La larga evolución de la especie humana se ha forjado en dos propósitos ambivalentes, o incluso antagónicos: su propia capacidad depredadora y el ánimo de insuflar vida. La segunda premisa era un atributo de los dioses y al recorte de este capricho divino se ha encomendado el propio desarrollo de la civilización. Si el mito de Frankenstein se ha ido agigantando con el paso de los años --apadrinando incluso cierto tipo de coaliciones de Gobierno-- en buena medida avala nuestra obcecación por arrebatarle a la muerte nuestras propias imperfecciones.

Me sorprendió gratamente un reportaje sobre una subespecie de cabra montés que, como diría el subtítulo de una película de Hitchcock, ha regresado de entre los muertos. El último ejemplar del Bucardo parecía una versión caprina de los mohicanos de Fenimore Cooper. Muerta la postrera hembra de esta cabra pirenaica, ya solo cabía inscribir su nombre en el gran libro de las extinciones. Pero la clonación obró el milagro, haciendo tangible el hipotético regreso de los mamuts, o antojarse menos estrambótico el criadero de la isla de Nublar, allá donde Spielberg geolocalizó su Parque Jurásico.

Como el ser humano es paradójico por antonomasia, precisamente con él, o con la principal herramienta de su inteligencia, no acaba de cumplirse el axioma «Quien puede lo más, puede lo menos». Porque el lenguaje es el verdadero artilugio prometeico, y las palabras son su profeta.

Acaba de oficiarse un réquiem de vocablos extinguidos. La Real Academia extrajo su espada de ángel exterminador para expulsar palabras definitivamente en desuso. Ni un mal entierro para términos como «camasquince», que vendría a ser un entrometido o fisgón. Ante una polémica radiofónica, rebusqué la extinta «durindaina»: una grata sorpresa este baldío descubrimiento, pues entroncaba con el aforismo del Derecho romano de dar a cada uno lo suyo --lo cual puede explicar parcialmente el ímpetu en echar paletadas de tierra sobre este sustantivo--. Hasta se ha tumbado «orecer» (convertir una cosa en oro) pese a que aún nos sigue imantando la aventura equinoccial de Lope de Aguirre y todos esos Dorados que desvirtuaron la pasión de los arqueólogos.

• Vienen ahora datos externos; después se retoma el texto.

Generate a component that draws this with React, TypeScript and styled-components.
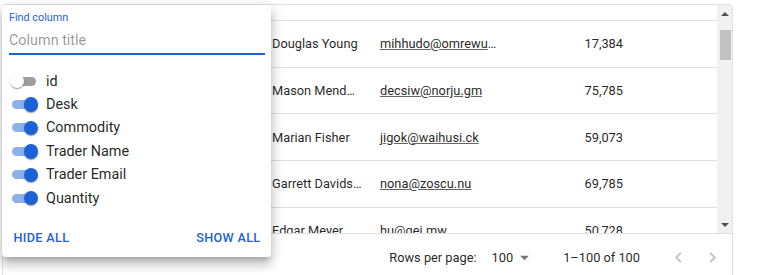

Palabras hay que están en el corredor de la muerte. Es el caso de «pardiez», que solo se invoca en las funciones infantiles de La venganza de don Mendo. O «lechería», esa extravagancia de los días del estraperlo, un establecimiento propio antes de que se estrenasen calificativos como pasteurizada o semidesnatada, y ese alimento sin fiebres de malta se empotrase en los palés de los supermercados. El auto de fe de la lactosa viene a darle la puntilla. Pero también está el «niqui», la prenda pseudopija de los días del fulgor del tomavistas. Quizá las palabras no tengan un final biológico sino geológico, una subducción que arrastra hábitos y costumbres, y toda la simbología vocalizada, hacia la desmemoria.

Pero este relevo tiene su componente orgánico. Y me temo que se están descompensando las entradas frente a las salidas. Es cierto que asistimos a una masiva nacionalización de anglicismos, pero en la tónica general impera la simplificación del lenguaje, que empero es la renuncia a las sutilezas y una abierta declaración de volvernos más tontos. Resulta triste esa exposición de palabras que, como mascotas en una jaula, dependen de su interiorización de los hablantes para no acabar en tan particular lazareto. Los trescientos caracteres deberían servir para estimular la creatividad, pero el pulgar se ha vuelto el Rey Leño, dispuesto a retuitear o reiterar bobas aprobaciones que acentúan este despoblamiento. Audaz sería este oficio, el de desenterrador de vocablos muertos. Y si el bucardo pervive, también lo hace su nombre.